From the New York Time, Professor Jared Diamond asks What's Your Consumption Factor? that explores the impact of the disparity in consumption between the developed world and the developing world. The difference in resource consumption is a whopping 32 times, let me emphasize THIRTY-TWO TIMES. The consequences of us not changing are frightening, but not necessarily so. To quote Diamond:


Americans might object: there is no way we would sacrifice our living standards for the benefit of people in the rest of the world. Nevertheless, whether we get there willingly or not, we shall soon have lower consumption rates, because our present rates are unsustainable.

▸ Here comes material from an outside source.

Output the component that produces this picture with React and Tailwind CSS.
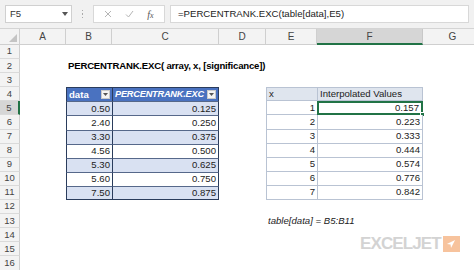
import React from "react";

const COLS = [
  { k: "A", w: 46 },
  { k: "B", w: 46 },
  { k: "C", w: 107 },
  { k: "D", w: 47 },
  { k: "E", w: 51 },
  { k: "F", w: 106 },
  { k: "G", w: 60 },
];

const t1 = [
  ["0.50", "0.125"],
  ["2.40", "0.250"],
  ["3.30", "0.375"],
  ["4.56", "0.500"],
  ["5.30", "0.625"],
  ["5.60", "0.750"],
  ["7.50", "0.875"],
];
const t2 = [
  ["1", "0.157"],
  ["2", "0.223"],
  ["3", "0.333"],
  ["4", "0.444"],
  ["5", "0.574"],
  ["6", "0.776"],
  ["7", "0.842"],
];

function FilterBtn() {
  return (
    <span className="ml-auto mr-[2px] flex h-[9px] w-[9px] shrink-0 items-center justify-center border border-[#c9c9c9] bg-[#f4f4f4]">
      <svg width="5" height="3" viewBox="0 0 5 3">
        <path d="M0 0h5L2.5 3z" fill="#555" />
      </svg>
    </span>
  );
}

function Row({ n, children, sel }) {
  return (
    <div className="flex h-[14.1px]">
      <div
        className={
          "flex w-[20px] shrink-0 items-center justify-center border-b border-[#dadada] text-[9.5px] text-[#444] " +
          (sel ? "border-r-2 border-r-[#217346] bg-[#d6d6d6]" : "border-r border-r-[#cfcfcf] bg-[#f3f3f3]")
        }
      >
        {n}
      </div>
      {children}
    </div>
  );
}

function Empty({ w }) {
  return <div style={{ width: w }} className="shrink-0" />;
}

export default function App() {
  const font = { fontFamily: '"Liberation Sans", Arial, sans-serif' };
  const rows = [];
  for (let r = 1; r <= 16; r++) {
    let cells;
    if (r === 2) {
      cells = (
        <>
          <Empty w={46} />
          <div className="flex w-[400px] shrink-0 items-center pl-[2px] text-[9.6px] font-bold tracking-[-0.2px] text-black whitespace-nowrap">
            PERCENTRANK.EXC( array, x, [significance])
          </div>
        </>
      );
    } else if (r === 4) {
      cells = (
        <>
          <Empty w={46} />
          <div className="flex w-[46px] shrink-0 items-center border-l border-t border-[#2a3c5c] bg-[#4a72c0] pl-[2px] text-[9.6px] font-bold text-white">
            data
            <FilterBtn />
          </div>
          <div className="flex w-[107px] shrink-0 items-center whitespace-nowrap border-l border-r border-t border-[#2a3c5c] bg-[#4a72c0] pl-[2px] text-[9.2px] font-bold italic tracking-[-0.2px] text-white">
            PERCENTRANK.EXC
            <FilterBtn />
          </div>
          <Empty w={47} />
          <div className="flex w-[51px] shrink-0 items-center border-l border-t border-b border-[#b9c3d3] bg-[#dfe5ee] pl-[2px] text-[9.6px] text-[#222]">
            x
          </div>
          <div className="flex w-[106px] shrink-0 items-center border-l border-r border-t border-b border-[#b9c3d3] bg-[#dfe5ee] pl-[2px] text-[9.6px] text-[#222]">
            Interpolated Values
          </div>
        </>
      );
    } else if (r >= 5 && r <= 11) {
      const i = r - 5;
      const band = i % 2 === 0 ? "bg-[#d9e1f2]" : "bg-white";
      const last = r === 11;
      cells = (
        <>
          <Empty w={46} />
          <div
            className={
              "flex w-[46px] shrink-0 items-center justify-end border-l border-t border-l-[#2a3c5c] border-t-[#56688a] pr-[2px] text-[9.6px] text-[#222] " +
              band +
              (last ? " border-b border-b-[#2a3c5c]" : "")
            }
          >
            {t1[i][0]}
          </div>
          <div
            className={
              "flex w-[107px] shrink-0 items-center justify-end border-l border-r border-t border-l-[#2a3c5c] border-r-[#2a3c5c] border-t-[#56688a] pr-[2px] text-[9.6px] text-[#222] " +
              band +
              (last ? " border-b border-b-[#2a3c5c]" : "")
            }
          >
            {t1[i][1]}
          </div>
          <Empty w={47} />
          <div className="flex w-[51px] shrink-0 items-center justify-end border-l border-b border-[#b9c3d3] bg-white pr-[2px] text-[9.6px] text-[#222]">
            {t2[i][0]}
          </div>
          <div
            className={
              "relative flex w-[106px] shrink-0 items-center justify-end pr-[2px] text-[9.6px] text-[#222] " +
              (r === 5
                ? "border-2 border-[#217346] bg-white"
                : "border-l border-r border-b border-[#b9c3d3] bg-white")
            }
          >
            {t2[i][1]}
            {r === 5 && (
              <span className="absolute -bottom-[4px] -right-[4px] h-[5px] w-[5px] border border-white bg-[#217346]" />
            )}
          </div>
        </>
      );
    } else if (r === 13) {
      cells = (
        <>
          <Empty w={246} />
          <div className="flex shrink-0 items-center pl-[2px] text-[9.6px] italic text-[#222] whitespace-nowrap">
            table[data] = B5:B11
          </div>
        </>
      );
    } else {
      cells = null;
    }
    rows.push(
      <Row key={r} n={r} sel={r === 5}>
        {cells}
      </Row>
    );
  }

  return (
    <div style={font} className="relative h-[270px] w-[474px] overflow-hidden bg-white">
      {/* formula bar */}
      <div className="flex h-[29px] items-center border-b border-[#d4d4d4] bg-[#f1f1f1] px-[5px]">
        <div className="flex h-[18px] w-[67px] items-center border border-[#d0d0d0] bg-white pl-[4px] text-[9.5px] text-[#333]">
          F5
          <svg className="ml-auto mr-[3px]" width="6" height="4" viewBox="0 0 6 4">
            <path d="M0 0h6L3 4z" fill="#555" />
          </svg>
        </div>
        <div className="flex w-[21px] flex-col items-center justify-center gap-[2px]">
          <span className="h-[1.5px] w-[1.5px] bg-[#aaa]" />
          <span className="h-[1.5px] w-[1.5px] bg-[#aaa]" />
          <span className="h-[1.5px] w-[1.5px] bg-[#aaa]" />
        </div>
        <div className="flex h-[18px] w-[72px] items-center justify-around border border-[#d8d8d8] bg-white px-[4px]">
          <svg width="8" height="8" viewBox="0 0 8 8">
            <path d="M1 1l6 6M7 1L1 7" stroke="#b5b5b5" strokeWidth="1" />
          </svg>
          <svg width="9" height="8" viewBox="0 0 9 8">
            <path d="M1 4.5l2.5 2.5L8 1" stroke="#b5b5b5" strokeWidth="1" fill="none" />
          </svg>
          <span
            className="text-[10px] italic text-[#555]"
            style={{ fontFamily: '"Liberation Serif", serif' }}
          >
            f<span className="text-[8px]">x</span>
          </span>
        </div>
        <div className="ml-[5px] flex h-[18px] flex-1 items-center border border-[#d8d8d8] bg-white pl-[7px] text-[9.6px] text-[#222] whitespace-nowrap">
          =PERCENTRANK.EXC(table[data],E5)
        </div>
      </div>

      {/* column header */}
      <div className="flex h-[16px] bg-[#f3f3f3]">
        <div className="relative w-[20px] shrink-0 border-b border-r border-[#cfcfcf]">
          <svg className="absolute bottom-[2px] right-[2px]" width="8" height="8" viewBox="0 0 8 8">
            <path d="M8 0V8H0z" fill="#c4c4c4" />
          </svg>
        </div>
        {COLS.map((c) => (
          <div
            key={c.k}
            style={{ width: c.w }}
            className={
              "flex shrink-0 items-center justify-center border-r text-[10px] text-[#444] " +
              (c.k === "F"
                ? "border-b-2 border-b-[#217346] border-r-[#c8c8c8] bg-[#d6d6d6]"
                : "border-b border-[#cfcfcf]")
            }
          >
            {c.k}
          </div>
        ))}
      </div>

      {rows}

      {/* watermark logo */}
      <div className="absolute left-[360px] top-[235px] flex items-center gap-[2px]">
        <span
          className="text-[17px] font-bold leading-none tracking-[-0.9px] text-[#d3d3d3]"
          style={{ fontFamily: '"Liberation Sans", Arial, sans-serif' }}
        >
          EXCELJET
        </span>
        <span className="flex h-[16px] w-[17px] items-center justify-center bg-[#f7c39d]">
          <svg width="10" height="10" viewBox="0 0 11 11">
            <path d="M10 1L1 5.5 5 6 5.5 10z" fill="white" />
          </svg>
        </span>
      </div>
    </div>
  );
}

Real sacrifice wouldn’t be required, however, because living standards are not tightly coupled to consumption rates. Much American consumption is wasteful and contributes little or nothing to quality of life. For example, per capita oil consumption in Western Europe is about half of ours, yet Western Europe’s standard of living is higher by any reasonable criterion, including life expectancy, health, infant mortality, access to medical care, financial security after retirement, vacation time, quality of public schools and support for the arts. Ask yourself whether Americans’ wasteful use of gasoline contributes positively to any of those measures.


Given this knowledge, progress is not a matter of radical change but being willing ask ourselves "WHAT HAVE YOU CHANGED YOUR MIND ABOUT?" And one candidate is that stuff equals happiness. Or alternatively, that real change requires real sacrifice. Change is possible, we just need to be open to the possibility that some ideas we hold are wrong.